__Directions for this task__
Take the lines from the head of the listing through the one bearing "number; label?: string;" and copy them exactly, leaving every picture out.

________________________

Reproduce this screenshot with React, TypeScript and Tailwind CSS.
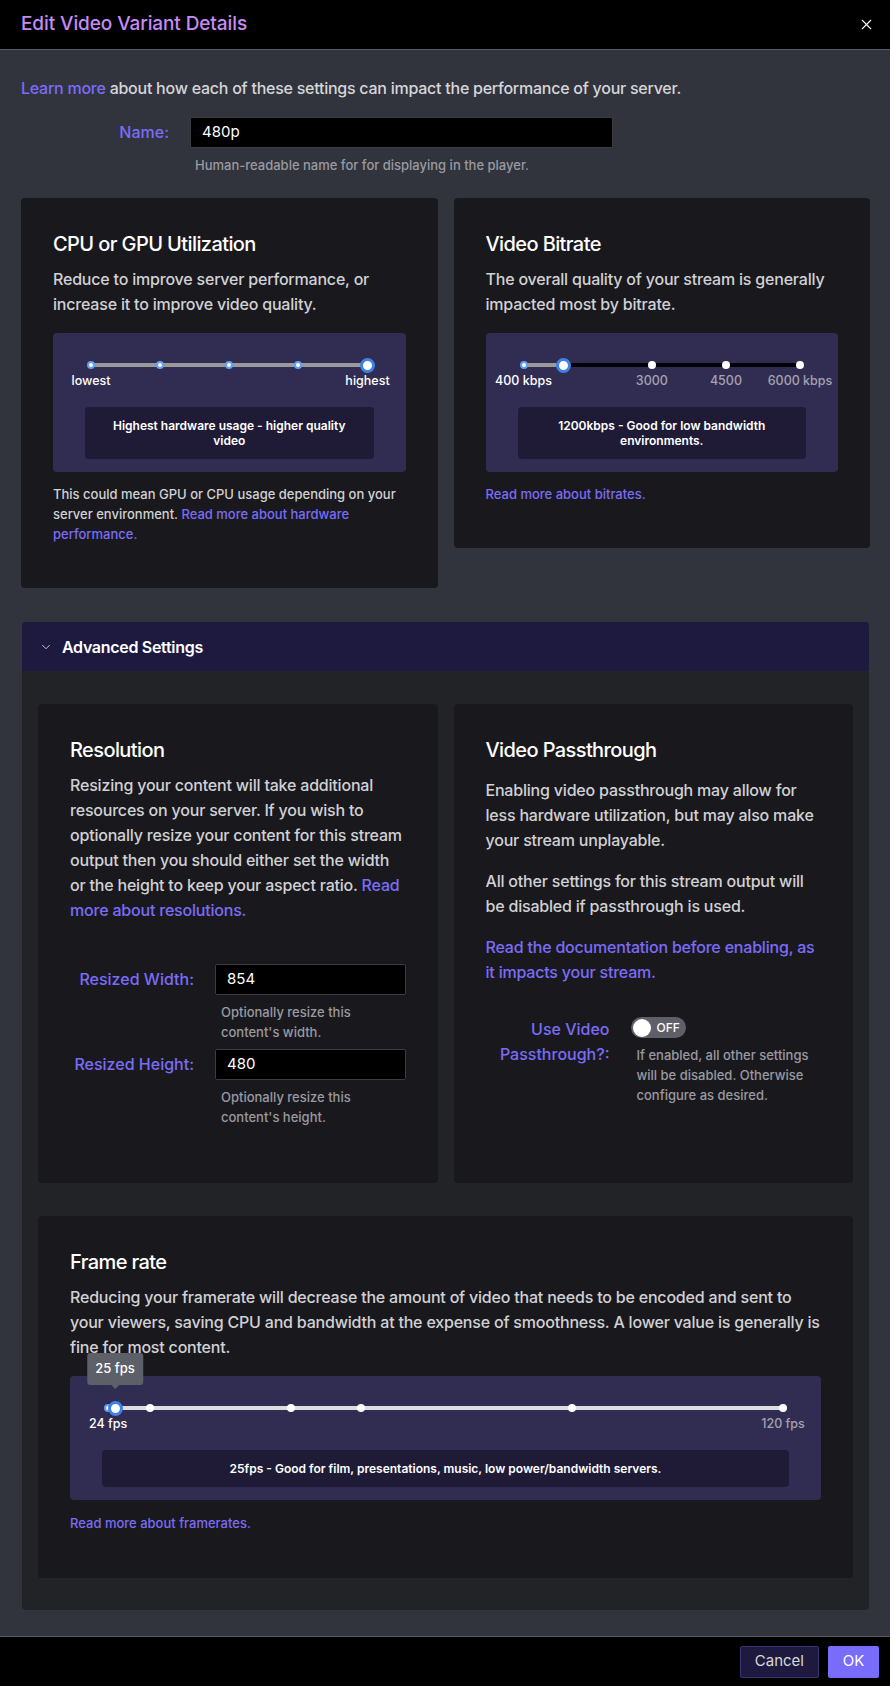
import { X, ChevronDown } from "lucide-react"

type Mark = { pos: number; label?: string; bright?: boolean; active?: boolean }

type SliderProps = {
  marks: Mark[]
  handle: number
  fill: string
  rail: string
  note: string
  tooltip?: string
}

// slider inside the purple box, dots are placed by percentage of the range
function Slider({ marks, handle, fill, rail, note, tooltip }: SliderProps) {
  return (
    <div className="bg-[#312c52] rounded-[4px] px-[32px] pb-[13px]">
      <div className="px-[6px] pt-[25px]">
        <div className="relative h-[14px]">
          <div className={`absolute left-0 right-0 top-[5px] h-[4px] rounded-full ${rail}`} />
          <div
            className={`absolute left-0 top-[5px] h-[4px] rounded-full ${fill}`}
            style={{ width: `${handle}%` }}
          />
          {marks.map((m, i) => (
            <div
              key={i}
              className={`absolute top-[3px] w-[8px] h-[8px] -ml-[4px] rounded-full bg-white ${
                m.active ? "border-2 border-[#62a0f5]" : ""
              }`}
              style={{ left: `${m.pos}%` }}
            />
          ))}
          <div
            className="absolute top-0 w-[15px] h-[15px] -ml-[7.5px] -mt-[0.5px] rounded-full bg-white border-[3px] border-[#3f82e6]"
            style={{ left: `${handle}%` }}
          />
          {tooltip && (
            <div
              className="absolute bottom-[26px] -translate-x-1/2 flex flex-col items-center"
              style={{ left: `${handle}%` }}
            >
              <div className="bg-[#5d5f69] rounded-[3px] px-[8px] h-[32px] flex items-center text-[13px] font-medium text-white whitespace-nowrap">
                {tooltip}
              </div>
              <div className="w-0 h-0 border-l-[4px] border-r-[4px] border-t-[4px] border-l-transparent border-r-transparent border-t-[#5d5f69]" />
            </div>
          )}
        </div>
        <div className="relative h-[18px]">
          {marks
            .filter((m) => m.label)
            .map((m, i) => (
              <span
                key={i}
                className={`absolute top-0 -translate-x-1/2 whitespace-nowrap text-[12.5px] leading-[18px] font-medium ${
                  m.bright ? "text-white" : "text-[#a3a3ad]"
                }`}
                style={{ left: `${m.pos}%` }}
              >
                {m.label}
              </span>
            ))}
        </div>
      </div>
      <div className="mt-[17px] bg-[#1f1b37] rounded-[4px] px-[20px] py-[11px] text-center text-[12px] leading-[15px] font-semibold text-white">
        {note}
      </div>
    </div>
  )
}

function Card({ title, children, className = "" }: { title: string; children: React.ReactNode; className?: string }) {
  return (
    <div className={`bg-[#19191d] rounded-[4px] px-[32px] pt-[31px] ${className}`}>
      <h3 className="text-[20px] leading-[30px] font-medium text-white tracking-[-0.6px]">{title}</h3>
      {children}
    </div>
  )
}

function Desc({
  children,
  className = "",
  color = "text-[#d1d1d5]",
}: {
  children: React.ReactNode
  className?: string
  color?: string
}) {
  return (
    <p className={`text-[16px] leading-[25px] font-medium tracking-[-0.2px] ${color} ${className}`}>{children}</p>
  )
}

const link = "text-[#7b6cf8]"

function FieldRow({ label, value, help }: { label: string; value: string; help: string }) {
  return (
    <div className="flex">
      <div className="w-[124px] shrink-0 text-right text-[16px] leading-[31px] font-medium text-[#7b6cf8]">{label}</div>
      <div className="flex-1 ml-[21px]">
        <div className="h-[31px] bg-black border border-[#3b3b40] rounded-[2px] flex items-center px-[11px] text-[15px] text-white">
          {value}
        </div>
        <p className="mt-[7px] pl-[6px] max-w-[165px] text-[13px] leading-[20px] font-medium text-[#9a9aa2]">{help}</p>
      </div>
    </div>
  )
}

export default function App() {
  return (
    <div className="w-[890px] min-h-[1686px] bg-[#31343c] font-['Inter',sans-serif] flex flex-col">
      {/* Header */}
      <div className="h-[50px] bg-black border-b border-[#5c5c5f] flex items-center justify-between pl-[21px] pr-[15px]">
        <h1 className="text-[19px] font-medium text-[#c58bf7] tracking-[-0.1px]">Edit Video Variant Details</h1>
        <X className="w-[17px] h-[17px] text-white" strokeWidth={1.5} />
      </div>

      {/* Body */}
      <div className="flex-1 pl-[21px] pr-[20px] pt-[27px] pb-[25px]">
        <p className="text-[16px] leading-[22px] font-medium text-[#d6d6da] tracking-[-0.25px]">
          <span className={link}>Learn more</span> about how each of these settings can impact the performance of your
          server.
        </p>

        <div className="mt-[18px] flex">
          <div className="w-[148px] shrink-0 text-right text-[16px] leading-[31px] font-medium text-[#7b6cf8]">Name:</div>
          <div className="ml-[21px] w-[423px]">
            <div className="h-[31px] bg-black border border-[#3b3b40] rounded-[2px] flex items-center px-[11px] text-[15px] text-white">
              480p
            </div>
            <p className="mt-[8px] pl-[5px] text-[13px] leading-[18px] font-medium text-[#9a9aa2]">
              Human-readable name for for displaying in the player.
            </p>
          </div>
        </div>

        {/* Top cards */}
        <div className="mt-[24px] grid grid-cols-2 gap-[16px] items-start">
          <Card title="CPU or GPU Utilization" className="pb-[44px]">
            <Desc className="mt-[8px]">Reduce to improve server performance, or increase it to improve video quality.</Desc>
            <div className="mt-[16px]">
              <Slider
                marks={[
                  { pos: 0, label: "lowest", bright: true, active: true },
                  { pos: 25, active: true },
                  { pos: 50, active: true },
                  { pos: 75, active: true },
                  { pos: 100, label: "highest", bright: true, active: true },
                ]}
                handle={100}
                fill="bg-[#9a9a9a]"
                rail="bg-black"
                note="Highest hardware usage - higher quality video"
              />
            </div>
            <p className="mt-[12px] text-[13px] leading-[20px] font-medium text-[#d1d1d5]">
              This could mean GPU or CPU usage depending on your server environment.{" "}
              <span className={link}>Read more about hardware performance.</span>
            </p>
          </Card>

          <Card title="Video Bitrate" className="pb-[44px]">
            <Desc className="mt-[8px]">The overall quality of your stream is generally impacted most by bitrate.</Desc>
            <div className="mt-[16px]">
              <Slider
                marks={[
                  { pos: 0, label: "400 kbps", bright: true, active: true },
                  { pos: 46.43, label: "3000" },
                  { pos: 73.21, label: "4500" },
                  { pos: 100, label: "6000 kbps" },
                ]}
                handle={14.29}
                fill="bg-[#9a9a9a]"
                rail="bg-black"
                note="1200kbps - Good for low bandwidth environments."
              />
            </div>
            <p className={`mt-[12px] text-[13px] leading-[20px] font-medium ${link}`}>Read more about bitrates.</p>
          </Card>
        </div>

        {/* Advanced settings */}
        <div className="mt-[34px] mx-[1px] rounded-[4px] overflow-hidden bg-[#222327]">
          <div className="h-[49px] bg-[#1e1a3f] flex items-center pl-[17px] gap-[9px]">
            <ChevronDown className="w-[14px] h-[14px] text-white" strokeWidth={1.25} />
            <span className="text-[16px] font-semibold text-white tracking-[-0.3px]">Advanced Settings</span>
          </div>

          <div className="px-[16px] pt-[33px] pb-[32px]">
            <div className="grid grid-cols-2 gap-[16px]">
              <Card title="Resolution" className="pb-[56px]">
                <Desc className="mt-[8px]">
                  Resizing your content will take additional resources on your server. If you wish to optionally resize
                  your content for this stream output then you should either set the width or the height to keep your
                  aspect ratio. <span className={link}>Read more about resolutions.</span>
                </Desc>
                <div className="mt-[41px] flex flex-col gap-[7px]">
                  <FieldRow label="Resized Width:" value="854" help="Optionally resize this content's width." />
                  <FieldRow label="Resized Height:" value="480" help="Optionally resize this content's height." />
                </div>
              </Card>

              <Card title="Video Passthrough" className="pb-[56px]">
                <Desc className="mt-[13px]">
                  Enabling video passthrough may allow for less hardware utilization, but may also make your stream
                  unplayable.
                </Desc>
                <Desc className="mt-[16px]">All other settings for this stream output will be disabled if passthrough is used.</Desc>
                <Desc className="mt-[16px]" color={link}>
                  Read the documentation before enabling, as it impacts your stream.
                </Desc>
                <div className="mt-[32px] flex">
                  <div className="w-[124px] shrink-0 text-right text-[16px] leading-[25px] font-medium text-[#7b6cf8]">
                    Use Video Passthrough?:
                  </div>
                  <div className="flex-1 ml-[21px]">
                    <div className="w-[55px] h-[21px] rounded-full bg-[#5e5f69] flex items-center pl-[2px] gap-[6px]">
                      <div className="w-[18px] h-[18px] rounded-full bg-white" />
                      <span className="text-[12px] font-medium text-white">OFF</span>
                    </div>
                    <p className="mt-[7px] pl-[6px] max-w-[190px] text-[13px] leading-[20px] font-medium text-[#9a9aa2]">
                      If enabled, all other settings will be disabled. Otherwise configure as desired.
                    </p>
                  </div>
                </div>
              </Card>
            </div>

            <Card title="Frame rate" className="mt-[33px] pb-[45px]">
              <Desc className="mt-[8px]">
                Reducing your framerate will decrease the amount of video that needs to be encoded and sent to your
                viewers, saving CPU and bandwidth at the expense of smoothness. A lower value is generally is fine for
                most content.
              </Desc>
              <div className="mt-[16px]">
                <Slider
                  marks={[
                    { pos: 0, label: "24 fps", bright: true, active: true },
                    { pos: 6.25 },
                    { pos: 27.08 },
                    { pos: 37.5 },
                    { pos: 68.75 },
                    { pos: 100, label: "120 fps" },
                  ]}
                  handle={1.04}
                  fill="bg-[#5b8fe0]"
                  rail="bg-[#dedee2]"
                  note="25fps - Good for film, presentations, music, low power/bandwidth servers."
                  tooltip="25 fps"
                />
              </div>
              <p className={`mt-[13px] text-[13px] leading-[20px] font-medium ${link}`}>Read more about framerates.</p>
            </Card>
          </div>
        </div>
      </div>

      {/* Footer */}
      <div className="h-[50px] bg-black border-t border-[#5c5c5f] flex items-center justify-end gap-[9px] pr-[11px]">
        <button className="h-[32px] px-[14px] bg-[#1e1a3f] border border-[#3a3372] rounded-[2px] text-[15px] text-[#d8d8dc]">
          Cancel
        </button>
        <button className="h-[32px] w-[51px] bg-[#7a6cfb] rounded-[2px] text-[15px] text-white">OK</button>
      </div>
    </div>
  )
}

________________________

__Task result__
Reproduce this screenshot with React, TypeScript and Tailwind CSS.
import { X, ChevronDown } from "lucide-react"

type Mark = { pos: number; label?: string; bright?: boolean; active?: boolean }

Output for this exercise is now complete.